Metaphorically a bottleneck is a section of a route with a carrying capacity substantially below that characterising other sections of the same route. This is often a narrow part of a road, perhaps also with a smaller number of lanes, or a reduction of the number of tracks of a railway line. It may be due to a narrow bridge or tunnel, a deep cutting or narrow embankment, or work in progress on part of the road or railway.
Capacity bottlenecks are the most vulnerable points in a network and are very often the subject of offensive or defensive military actions. Capacity bottle necks of strategic importance - such as the the Panama Canal where traffic is limited by the infrastructure - are normally referred to as chokepoints; capacity bottlenecks of tactical value are referred to as mobility corridors.

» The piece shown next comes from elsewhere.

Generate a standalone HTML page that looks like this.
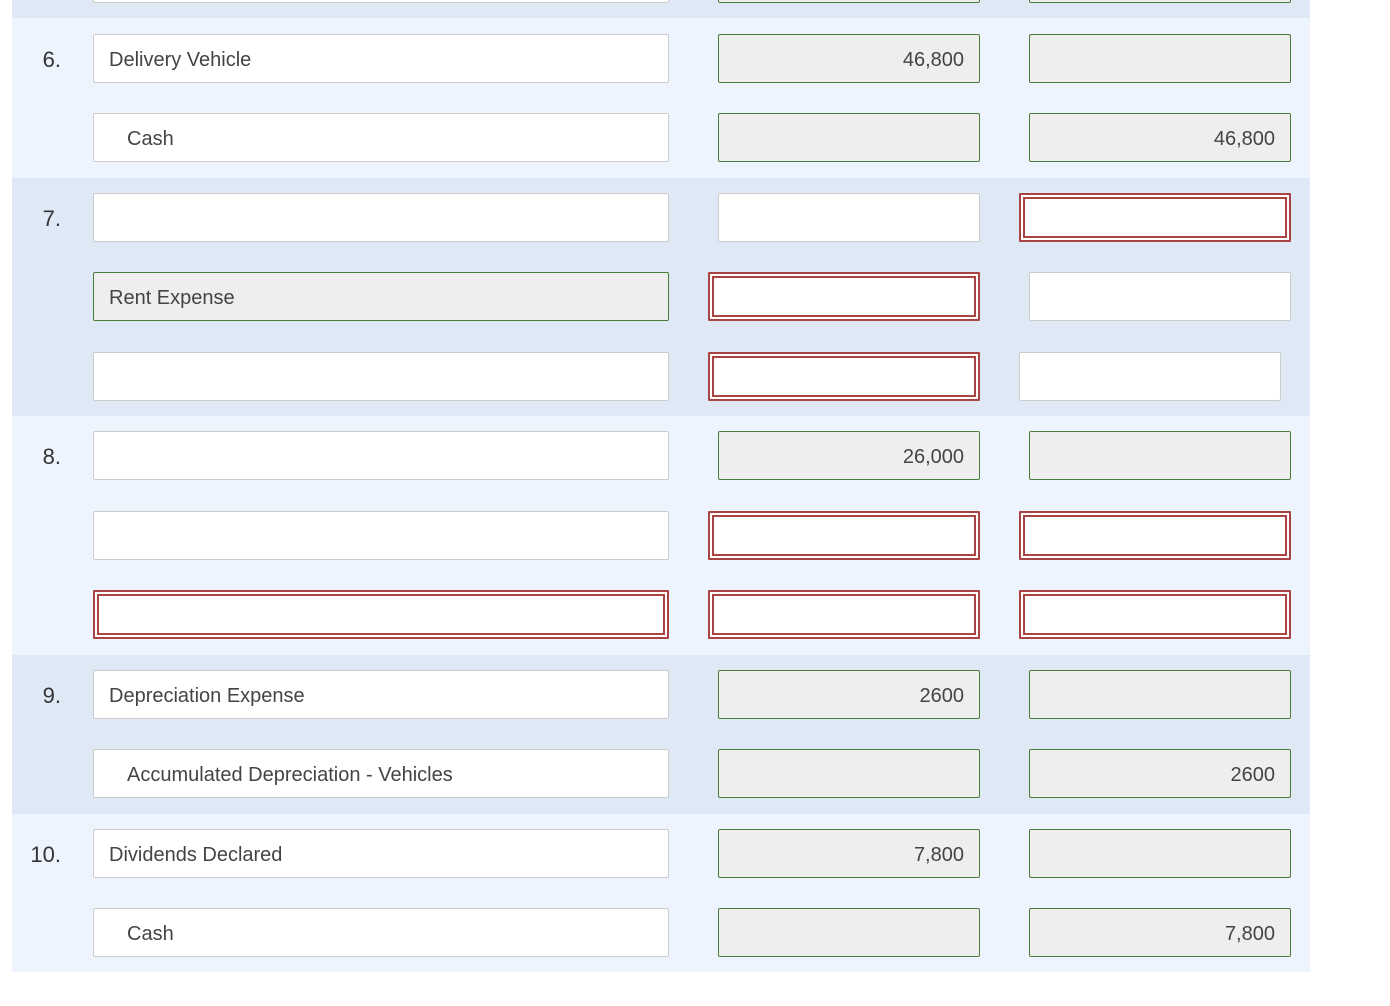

More generally, a bottleneck is one process in a chain of processes, such that its limited capacity reduces the capacity of the whole chain. A related concept is critical path (see Project Management) and the Theory of Constraints (see Industrial Engineering and Operations management). Two good examples of this would be a lack of smelter and refinery supply which cause bottlenecks upstream.
In computer science, some authors refer to the von Neumann bottleneck between processor and memory.
Bottlenecks may arise in telecommunications networks, thereby disrupting throughput with lag.
Bottleneck is also a common term for slide guitar, because the broken-off neck of a bottle was and is often used to play that style of guitar. This musical form is most popular among Blues guitarists but is also found in some country and rock playing.
In a Surface Mount Technology (SMT) Board Assembly Line with several equipments aligned, usually the common sense is driven to set up and shift the bottleneck element towards the end of the process, inducing the better and faster machines to always keep the PCB supply flowing up, never allowing the slower one's full stop, a fact that would be heeded as a deleterious and significant overall drawback on the process.